Today marks another significant step forward for the F-35 program as today's missions showcased the full partnership aspect of F-35 operations here. One Italian flew his mission in an Australian F-35 with an Air Force Reserve ground instructor on the headset. In addition, the maintenance team was comprised of Lockheed Martin contractors and an Australian maintenance liaison officer.

Two U.S. instructor pilots from the 61st Fighter Squadron flew alongside the Italians, guiding them through their first flight.

"This has been a big day for the 61st, for Luke AFB, and for the F-35 program," said Lt Col Michael Gette, 61st Fighter Squadron commander. "Every aspect of today's operation was a multinational effort. It was a great example of how all the partner nations are cooperating to make this program a reality and shows how Luke AFB is becoming the international training hub for the F-35."

The international partnerships were on further display as two U.S. student pilots took their first flight as well, one guided by a U.S. instructor pilot and the other by an Australian.

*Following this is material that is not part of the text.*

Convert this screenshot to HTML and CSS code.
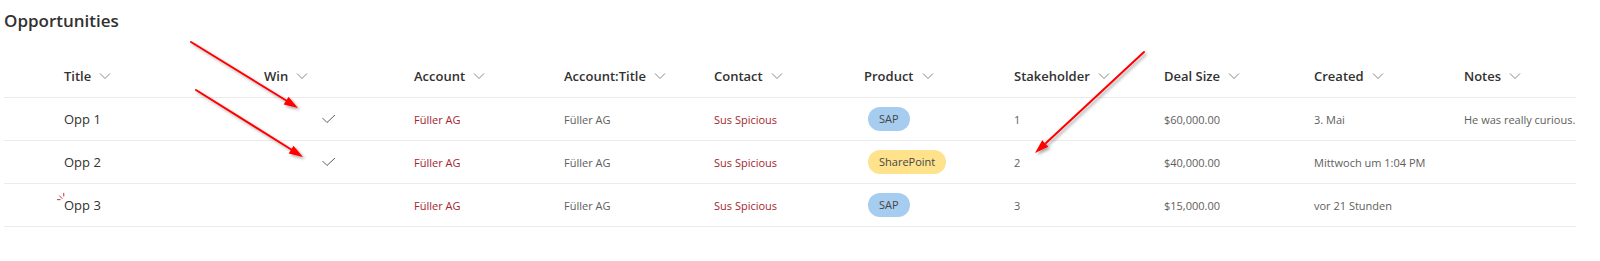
FILE: index.html
```html
<!DOCTYPE html>
<html lang="de">
<head>
<meta charset="utf-8">
<title>Opportunities</title>
<link rel="stylesheet" href="styles.css">
</head>
<body>
<div class="page">
  <h1 class="list-title">Opportunities</h1>
  <div class="list">
    <div class="row head">
      <div class="cell chk"></div>
      <div class="cell hd">Title<svg class="chev" viewBox="0 0 12 12"><path d="M1 3.5 L6 8.5 L11 3.5"/></svg></div>
      <div class="cell hd">Win<svg class="chev" viewBox="0 0 12 12"><path d="M1 3.5 L6 8.5 L11 3.5"/></svg></div>
      <div class="cell hd">Account<svg class="chev" viewBox="0 0 12 12"><path d="M1 3.5 L6 8.5 L11 3.5"/></svg></div>
      <div class="cell hd">Account:Title<svg class="chev" viewBox="0 0 12 12"><path d="M1 3.5 L6 8.5 L11 3.5"/></svg></div>
      <div class="cell hd">Contact<svg class="chev" viewBox="0 0 12 12"><path d="M1 3.5 L6 8.5 L11 3.5"/></svg></div>
      <div class="cell hd">Product<svg class="chev" viewBox="0 0 12 12"><path d="M1 3.5 L6 8.5 L11 3.5"/></svg></div>
      <div class="cell hd">Stakeholder<svg class="chev" viewBox="0 0 12 12"><path d="M1 3.5 L6 8.5 L11 3.5"/></svg></div>
      <div class="cell hd">Deal Size<svg class="chev" viewBox="0 0 12 12"><path d="M1 3.5 L6 8.5 L11 3.5"/></svg></div>
      <div class="cell hd">Created<svg class="chev" viewBox="0 0 12 12"><path d="M1 3.5 L6 8.5 L11 3.5"/></svg></div>
      <div class="cell hd">Notes<svg class="chev" viewBox="0 0 12 12"><path d="M1 3.5 L6 8.5 L11 3.5"/></svg></div>
    </div>

    <div class="row">
      <div class="cell chk"></div>
      <div class="cell title">Opp 1</div>
      <div class="cell win"><svg class="check" viewBox="0 0 14 10"><path d="M0.5 4 L5 8.5 L13 1"/></svg></div>
      <div class="cell link">Füller AG</div>
      <div class="cell">Füller AG</div>
      <div class="cell link">Sus Spicious</div>
      <div class="cell"><span class="pill blue">SAP</span></div>
      <div class="cell">1</div>
      <div class="cell">$60,000.00</div>
      <div class="cell">3. Mai</div>
      <div class="cell">He was really curious.</div>
    </div>

    <div class="row">
      <div class="cell chk"></div>
      <div class="cell title">Opp 2</div>
      <div class="cell win"><svg class="check" viewBox="0 0 14 10"><path d="M0.5 4 L5 8.5 L13 1"/></svg></div>
      <div class="cell link">Füller AG</div>
      <div class="cell">Füller AG</div>
      <div class="cell link">Sus Spicious</div>
      <div class="cell"><span class="pill yellow">SharePoint</span></div>
      <div class="cell">2</div>
      <div class="cell">$40,000.00</div>
      <div class="cell">Mittwoch um 1:04 PM</div>
      <div class="cell"></div>
    </div>

    <div class="row">
      <div class="cell chk"></div>
      <div class="cell title"><svg class="glimmer" viewBox="0 0 10 10"><path d="M0 8.5 H4 M2.5 4 L6 7.5 M7.5 1 V5"/></svg>Opp 3</div>
      <div class="cell win"></div>
      <div class="cell link">Füller AG</div>
      <div class="cell">Füller AG</div>
      <div class="cell link">Sus Spicious</div>
      <div class="cell"><span class="pill blue">SAP</span></div>
      <div class="cell">3</div>
      <div class="cell">$15,000.00</div>
      <div class="cell">vor 21 Stunden</div>
      <div class="cell"></div>
    </div>
  </div>

  <svg class="arrows" viewBox="0 0 1600 261" width="1600" height="261">
    <defs>
      <filter id="sh" x="-20%" y="-20%" width="140%" height="140%">
        <feDropShadow dx="2" dy="2" stdDeviation="1.5" flood-color="#000" flood-opacity="0.35"/>
      </filter>
    </defs>
    <g filter="url(#sh)" fill="#ff0000" stroke="#ff0000" stroke-width="2" stroke-linecap="round">
      <line x1="191" y1="42" x2="287" y2="101"/>
      <polygon stroke="none" points="298,108 283.7,104.5 288.5,96.8"/>
      <line x1="196" y1="90" x2="292" y2="150"/>
      <polygon stroke="none" points="303,157 288.7,153.4 293.5,145.8"/>
      <line x1="1144" y1="52" x2="1046" y2="143"/>
      <polygon stroke="none" points="1035,153 1042.2,140.2 1048.4,146.8"/>
    </g>
  </svg>
</div>
</body>
</html>
```

FILE: styles.css
```css
html, body {
  margin: 0;
  padding: 0;
  background: #ffffff;
}

.page {
  position: relative;
  width: 1600px;
  height: 261px;
  overflow: hidden;
  font-family: "Open Sans", "Noto Sans", sans-serif;
  color: #605e5c;
}

.list-title {
  margin: 0;
  padding: 9px 0 0 4px;
  height: 47px;
  font-size: 17px;
  line-height: 24px;
  font-weight: 600;
  color: #323130;
}

.list {
  margin-left: 4px;
  width: 1572px;
}

.row {
  display: grid;
  grid-template-columns: 48px 200px repeat(8, 150px) 124px;
  height: 42px;
  border-bottom: 1px solid #edebe9;
  align-items: center;
  font-size: 11px;
}

.row.head {
  box-sizing: border-box;
  height: 42px;
  padding-top: 11px;
  align-items: start;
}

.cell {
  position: relative;
  padding-left: 12px;
  white-space: nowrap;
  display: flex;
  align-items: center;
}

.cell.chk {
  padding-left: 0;
}

.hd {
  font-size: 13px;
  font-weight: 600;
  color: #323130;
}

.chev {
  width: 12px;
  height: 12px;
  margin-left: 8px;
  fill: none;
  stroke: #8a8886;
  stroke-width: 1;
}

.title {
  font-size: 13px;
  color: #323130;
}

.link {
  color: #a4262c;
}

.win {
  padding-left: 70px;
}

.check {
  width: 14px;
  height: 10px;
  fill: none;
  stroke: #605e5c;
  stroke-width: 1;
}

.glimmer {
  position: absolute;
  left: 5px;
  top: -4px;
  width: 9px;
  height: 9px;
  fill: none;
  stroke: #a4262c;
  stroke-width: 1;
}

.pill {
  display: inline-block;
  margin-left: 4px;
  height: 24px;
  line-height: 24px;
  padding: 0 11px;
  border-radius: 12px;
  color: #484644;
}

.pill.blue {
  background: #a6cdef;
}

.pill.yellow {
  background: #fee28c;
}

.arrows {
  position: absolute;
  left: 0;
  top: 0;
  pointer-events: none;
}
```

"It is great from an Australian partner perspective to be contributing to the outcome of training F-35 aircrew," said Squadron Leader Nathan Draper, Australian Participant Maintenance Liaison Officer. "To see a USAF IP alongside an Aussie jet with an Italian partner getting his first flight is seeing the vision for the program come to fruition. It is a great day for the F-35 and a big milestone for our team."

The pilots began the academic training phase on Sept. 21, which involved approximately 90 days of classroom and simulator instruction under the supervision of the 56th Training Squadron prior to them stepping to the jet.

"New pilots will be trained in an environment where they learn how to work seamlessly with other nations both from a practical standpoint and a tactical basis," an Italian pilot said. "Future students coming through the course will be able to fly on many different tails, so it is a perfect integration."

When the Italian pilots return home they will be equipped to help develop the training programs of their own air forces and will help pioneer the next generation of global F-35 pilots.